The Winter Garden Police Department can assist you with your crime prevention and safety efforts. The Department has personnel who can provide various services, such as:
- Security checks for homes and for businesses located in the City at no cost.
- Crime prevention presentations for civic and social organizations, homeowner’s associations, Neighborhood Watch groups, and businesses to help reduce the risk of robbery, theft, burglary, sexual assault, etc.
- Bicycle Registration. Registrations can be made by bringing your bicycle to the police station where an identification number will be stamped into the frame.
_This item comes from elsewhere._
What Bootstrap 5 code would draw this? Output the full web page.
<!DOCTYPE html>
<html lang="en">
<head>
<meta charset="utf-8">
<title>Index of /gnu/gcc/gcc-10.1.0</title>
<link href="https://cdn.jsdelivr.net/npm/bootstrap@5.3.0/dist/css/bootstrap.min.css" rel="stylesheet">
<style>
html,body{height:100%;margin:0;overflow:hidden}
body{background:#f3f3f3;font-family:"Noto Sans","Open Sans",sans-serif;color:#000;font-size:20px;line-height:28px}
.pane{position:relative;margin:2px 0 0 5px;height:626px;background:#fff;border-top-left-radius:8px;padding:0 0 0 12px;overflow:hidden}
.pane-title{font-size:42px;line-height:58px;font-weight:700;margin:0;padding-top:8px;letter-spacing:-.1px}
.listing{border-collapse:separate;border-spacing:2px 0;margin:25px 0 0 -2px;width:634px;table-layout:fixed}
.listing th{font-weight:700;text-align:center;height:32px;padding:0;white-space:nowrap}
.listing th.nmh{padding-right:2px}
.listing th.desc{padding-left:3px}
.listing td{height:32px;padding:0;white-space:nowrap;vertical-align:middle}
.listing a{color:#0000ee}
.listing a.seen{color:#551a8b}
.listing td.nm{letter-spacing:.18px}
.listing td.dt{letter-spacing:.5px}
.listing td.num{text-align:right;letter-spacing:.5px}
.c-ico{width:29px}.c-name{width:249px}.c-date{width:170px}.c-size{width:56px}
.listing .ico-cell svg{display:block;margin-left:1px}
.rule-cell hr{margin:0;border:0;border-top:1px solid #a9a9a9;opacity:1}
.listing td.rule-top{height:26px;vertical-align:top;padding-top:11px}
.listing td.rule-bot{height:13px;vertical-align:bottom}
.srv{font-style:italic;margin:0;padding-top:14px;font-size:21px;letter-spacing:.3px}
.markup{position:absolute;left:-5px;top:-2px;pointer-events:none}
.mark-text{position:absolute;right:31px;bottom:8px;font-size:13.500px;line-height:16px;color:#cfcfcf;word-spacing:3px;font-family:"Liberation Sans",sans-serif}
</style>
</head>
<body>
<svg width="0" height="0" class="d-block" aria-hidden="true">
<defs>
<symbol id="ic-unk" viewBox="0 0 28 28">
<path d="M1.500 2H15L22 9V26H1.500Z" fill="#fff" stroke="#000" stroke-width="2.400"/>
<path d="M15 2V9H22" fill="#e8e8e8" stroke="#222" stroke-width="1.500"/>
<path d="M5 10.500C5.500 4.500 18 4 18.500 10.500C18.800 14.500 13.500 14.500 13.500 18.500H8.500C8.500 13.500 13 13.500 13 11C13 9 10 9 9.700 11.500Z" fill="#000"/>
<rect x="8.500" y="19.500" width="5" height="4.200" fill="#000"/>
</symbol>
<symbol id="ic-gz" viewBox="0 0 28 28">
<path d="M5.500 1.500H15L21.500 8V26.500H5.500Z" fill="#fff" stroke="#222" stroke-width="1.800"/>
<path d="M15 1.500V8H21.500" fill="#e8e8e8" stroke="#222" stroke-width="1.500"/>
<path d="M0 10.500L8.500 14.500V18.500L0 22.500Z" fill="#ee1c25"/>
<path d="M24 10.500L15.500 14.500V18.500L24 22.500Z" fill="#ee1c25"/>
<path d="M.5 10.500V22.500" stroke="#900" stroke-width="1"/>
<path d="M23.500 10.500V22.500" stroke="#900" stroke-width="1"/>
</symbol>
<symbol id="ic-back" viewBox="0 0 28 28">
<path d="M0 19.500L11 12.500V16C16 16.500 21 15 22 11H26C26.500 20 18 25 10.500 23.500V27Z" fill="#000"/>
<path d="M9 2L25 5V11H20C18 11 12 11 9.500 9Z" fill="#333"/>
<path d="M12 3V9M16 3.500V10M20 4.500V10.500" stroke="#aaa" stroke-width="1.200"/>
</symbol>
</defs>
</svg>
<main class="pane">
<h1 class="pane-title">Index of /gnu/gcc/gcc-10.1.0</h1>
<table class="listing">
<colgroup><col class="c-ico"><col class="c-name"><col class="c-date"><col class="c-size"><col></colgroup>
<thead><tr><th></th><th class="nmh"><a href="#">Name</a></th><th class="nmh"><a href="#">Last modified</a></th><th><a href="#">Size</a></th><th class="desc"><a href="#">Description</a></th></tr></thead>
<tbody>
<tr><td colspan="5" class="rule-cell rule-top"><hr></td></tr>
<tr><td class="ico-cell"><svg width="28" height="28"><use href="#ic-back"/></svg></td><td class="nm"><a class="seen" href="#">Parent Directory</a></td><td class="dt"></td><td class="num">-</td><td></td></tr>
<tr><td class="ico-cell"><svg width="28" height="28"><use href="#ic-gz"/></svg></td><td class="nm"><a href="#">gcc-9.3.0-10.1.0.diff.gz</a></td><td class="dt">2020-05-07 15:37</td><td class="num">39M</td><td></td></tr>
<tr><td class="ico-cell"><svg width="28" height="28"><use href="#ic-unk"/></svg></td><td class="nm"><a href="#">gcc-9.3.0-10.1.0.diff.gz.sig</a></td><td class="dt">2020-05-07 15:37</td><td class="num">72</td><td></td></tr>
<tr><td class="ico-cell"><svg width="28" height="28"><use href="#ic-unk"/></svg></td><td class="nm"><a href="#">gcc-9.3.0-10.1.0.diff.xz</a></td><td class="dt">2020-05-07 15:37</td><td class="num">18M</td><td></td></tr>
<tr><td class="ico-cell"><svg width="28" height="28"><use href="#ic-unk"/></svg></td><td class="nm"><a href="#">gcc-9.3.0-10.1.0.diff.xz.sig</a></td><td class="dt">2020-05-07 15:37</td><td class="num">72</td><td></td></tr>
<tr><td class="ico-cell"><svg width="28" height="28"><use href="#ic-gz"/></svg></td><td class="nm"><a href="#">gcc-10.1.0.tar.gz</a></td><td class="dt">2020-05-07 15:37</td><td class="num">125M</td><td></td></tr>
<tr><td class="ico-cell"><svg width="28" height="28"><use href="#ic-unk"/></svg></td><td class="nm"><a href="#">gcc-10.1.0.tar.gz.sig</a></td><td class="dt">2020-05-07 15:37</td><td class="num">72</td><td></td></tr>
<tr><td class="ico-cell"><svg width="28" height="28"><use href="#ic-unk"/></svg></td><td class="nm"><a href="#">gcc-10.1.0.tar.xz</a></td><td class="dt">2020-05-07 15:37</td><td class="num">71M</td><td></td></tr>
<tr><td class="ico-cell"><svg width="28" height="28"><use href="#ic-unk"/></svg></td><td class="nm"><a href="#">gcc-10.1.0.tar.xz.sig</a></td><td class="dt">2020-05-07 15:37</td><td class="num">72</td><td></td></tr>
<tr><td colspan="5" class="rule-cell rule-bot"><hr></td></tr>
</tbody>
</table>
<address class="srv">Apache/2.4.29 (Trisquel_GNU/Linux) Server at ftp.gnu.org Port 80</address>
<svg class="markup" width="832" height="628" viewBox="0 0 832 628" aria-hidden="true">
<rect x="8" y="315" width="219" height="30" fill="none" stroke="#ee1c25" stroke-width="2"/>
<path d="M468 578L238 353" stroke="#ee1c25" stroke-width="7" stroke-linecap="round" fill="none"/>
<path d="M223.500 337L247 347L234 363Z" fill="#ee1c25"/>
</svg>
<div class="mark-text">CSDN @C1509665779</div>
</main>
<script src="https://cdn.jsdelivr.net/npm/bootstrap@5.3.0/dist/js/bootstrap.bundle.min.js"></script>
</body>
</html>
- Making periodic House Checks when you are away from home for an extended period of time. You can request a House Check by coming to the Police Department in person or contacting the Police Department by telephone at 407-656-3636.
- Golf Cart Registration can be made by contacting the Police Department and requesting registration of your golf cart. You will need to have the make, model, serial number and any unique identifying marks ready to give to the police officer.